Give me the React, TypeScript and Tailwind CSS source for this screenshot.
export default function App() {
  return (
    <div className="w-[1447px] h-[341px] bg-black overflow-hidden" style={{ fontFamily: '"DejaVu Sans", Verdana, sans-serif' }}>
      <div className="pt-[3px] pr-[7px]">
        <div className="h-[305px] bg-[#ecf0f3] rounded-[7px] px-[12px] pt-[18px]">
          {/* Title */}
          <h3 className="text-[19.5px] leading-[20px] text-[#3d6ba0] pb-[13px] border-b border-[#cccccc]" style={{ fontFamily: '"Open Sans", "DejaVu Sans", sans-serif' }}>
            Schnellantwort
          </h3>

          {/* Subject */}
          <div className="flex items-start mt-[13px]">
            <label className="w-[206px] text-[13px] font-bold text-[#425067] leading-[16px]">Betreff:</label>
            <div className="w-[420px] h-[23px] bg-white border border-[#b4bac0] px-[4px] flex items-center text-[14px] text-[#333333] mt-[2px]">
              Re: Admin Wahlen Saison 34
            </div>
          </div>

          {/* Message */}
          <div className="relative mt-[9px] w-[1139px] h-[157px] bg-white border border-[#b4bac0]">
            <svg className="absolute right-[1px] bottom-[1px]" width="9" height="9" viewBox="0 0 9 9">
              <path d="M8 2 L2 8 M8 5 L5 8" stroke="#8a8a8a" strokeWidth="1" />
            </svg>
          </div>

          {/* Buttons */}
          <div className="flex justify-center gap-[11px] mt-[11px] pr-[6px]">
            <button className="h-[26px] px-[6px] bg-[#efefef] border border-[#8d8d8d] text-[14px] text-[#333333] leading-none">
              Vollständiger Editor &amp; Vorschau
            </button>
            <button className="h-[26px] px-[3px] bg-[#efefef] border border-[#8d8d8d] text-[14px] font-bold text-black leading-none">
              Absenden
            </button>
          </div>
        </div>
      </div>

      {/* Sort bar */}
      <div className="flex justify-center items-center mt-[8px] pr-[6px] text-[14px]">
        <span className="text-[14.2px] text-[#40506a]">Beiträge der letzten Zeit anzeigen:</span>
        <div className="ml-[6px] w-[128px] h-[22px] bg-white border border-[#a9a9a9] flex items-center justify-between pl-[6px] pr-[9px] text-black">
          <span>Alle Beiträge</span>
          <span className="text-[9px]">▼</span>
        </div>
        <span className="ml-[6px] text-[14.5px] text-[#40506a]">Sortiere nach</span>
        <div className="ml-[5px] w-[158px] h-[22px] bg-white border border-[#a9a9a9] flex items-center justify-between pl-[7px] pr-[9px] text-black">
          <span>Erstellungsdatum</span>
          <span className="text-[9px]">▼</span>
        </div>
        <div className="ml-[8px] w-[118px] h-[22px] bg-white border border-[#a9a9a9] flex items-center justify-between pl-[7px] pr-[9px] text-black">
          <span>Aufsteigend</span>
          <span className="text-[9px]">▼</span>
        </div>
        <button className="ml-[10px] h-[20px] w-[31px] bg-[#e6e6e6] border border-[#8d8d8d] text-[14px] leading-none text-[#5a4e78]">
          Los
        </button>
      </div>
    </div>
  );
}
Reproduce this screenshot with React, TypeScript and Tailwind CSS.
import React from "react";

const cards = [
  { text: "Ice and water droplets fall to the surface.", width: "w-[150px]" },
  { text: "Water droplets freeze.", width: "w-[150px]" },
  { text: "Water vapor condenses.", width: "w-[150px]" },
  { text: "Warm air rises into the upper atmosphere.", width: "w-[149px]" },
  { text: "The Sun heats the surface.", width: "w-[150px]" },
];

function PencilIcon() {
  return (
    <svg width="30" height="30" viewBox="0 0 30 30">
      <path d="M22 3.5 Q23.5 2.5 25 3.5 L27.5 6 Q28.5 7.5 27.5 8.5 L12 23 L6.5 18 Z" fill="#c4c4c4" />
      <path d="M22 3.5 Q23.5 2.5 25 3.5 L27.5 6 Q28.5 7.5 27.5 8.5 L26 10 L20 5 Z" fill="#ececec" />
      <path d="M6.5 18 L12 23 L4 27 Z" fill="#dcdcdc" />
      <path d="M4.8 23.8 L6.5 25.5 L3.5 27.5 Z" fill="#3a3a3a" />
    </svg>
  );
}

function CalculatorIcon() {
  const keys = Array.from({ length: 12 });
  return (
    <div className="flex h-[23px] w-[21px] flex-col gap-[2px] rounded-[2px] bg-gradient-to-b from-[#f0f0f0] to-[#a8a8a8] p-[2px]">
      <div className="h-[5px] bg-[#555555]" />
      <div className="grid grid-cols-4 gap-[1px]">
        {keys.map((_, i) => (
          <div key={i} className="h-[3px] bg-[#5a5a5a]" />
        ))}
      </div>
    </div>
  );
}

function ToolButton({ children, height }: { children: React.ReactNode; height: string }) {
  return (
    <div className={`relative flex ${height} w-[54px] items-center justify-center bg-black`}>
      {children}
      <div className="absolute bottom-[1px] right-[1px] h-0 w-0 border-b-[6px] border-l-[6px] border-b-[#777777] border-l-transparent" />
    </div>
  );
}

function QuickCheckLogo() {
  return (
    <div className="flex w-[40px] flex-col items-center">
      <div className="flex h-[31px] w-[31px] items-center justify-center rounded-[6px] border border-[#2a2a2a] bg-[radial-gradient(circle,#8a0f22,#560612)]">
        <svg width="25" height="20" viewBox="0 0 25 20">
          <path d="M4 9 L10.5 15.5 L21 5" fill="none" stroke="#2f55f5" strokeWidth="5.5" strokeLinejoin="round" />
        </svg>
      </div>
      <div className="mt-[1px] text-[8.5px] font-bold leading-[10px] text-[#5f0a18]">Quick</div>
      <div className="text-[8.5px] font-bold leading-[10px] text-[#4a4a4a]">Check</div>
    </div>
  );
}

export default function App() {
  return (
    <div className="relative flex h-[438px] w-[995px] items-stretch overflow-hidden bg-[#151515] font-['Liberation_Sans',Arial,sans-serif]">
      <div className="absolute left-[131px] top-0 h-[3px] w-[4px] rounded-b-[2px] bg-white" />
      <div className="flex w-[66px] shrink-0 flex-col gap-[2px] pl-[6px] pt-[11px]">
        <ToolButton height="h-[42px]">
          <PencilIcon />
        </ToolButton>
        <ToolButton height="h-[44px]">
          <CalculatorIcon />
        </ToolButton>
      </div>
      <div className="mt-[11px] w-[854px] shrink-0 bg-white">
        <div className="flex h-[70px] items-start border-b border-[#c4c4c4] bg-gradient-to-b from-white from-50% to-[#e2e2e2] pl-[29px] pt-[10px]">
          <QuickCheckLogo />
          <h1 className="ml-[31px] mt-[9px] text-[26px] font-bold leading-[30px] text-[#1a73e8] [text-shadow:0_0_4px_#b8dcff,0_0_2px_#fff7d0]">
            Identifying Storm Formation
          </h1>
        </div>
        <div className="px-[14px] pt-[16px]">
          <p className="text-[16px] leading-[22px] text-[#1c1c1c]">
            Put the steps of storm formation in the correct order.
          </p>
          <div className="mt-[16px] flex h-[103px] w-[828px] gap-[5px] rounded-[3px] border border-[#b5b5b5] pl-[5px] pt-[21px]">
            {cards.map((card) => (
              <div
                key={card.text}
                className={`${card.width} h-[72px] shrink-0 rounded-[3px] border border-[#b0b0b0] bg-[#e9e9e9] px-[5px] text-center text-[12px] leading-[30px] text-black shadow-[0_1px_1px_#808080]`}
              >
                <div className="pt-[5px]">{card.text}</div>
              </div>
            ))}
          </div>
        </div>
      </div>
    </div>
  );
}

= = = =

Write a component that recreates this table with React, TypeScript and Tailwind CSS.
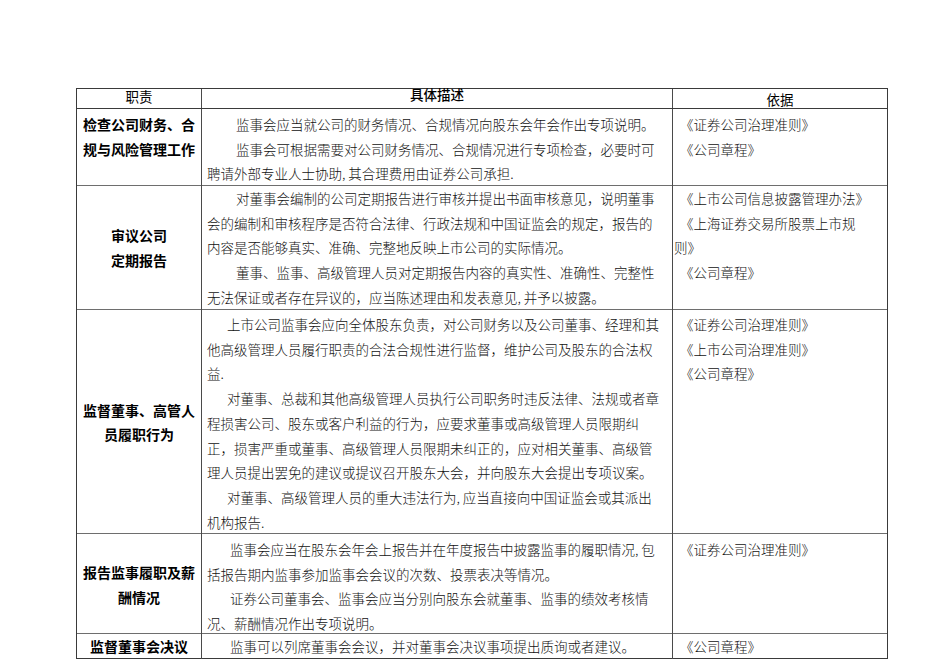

= = = =

▶ _Written instruction_:
Output exactly the lines running from the line containing "Reproduce this screenshot" through the line containing "import React from", and only those lines.

▶ _Solution below_:
Reproduce this screenshot with React, TypeScript and Tailwind CSS.
import React from "react";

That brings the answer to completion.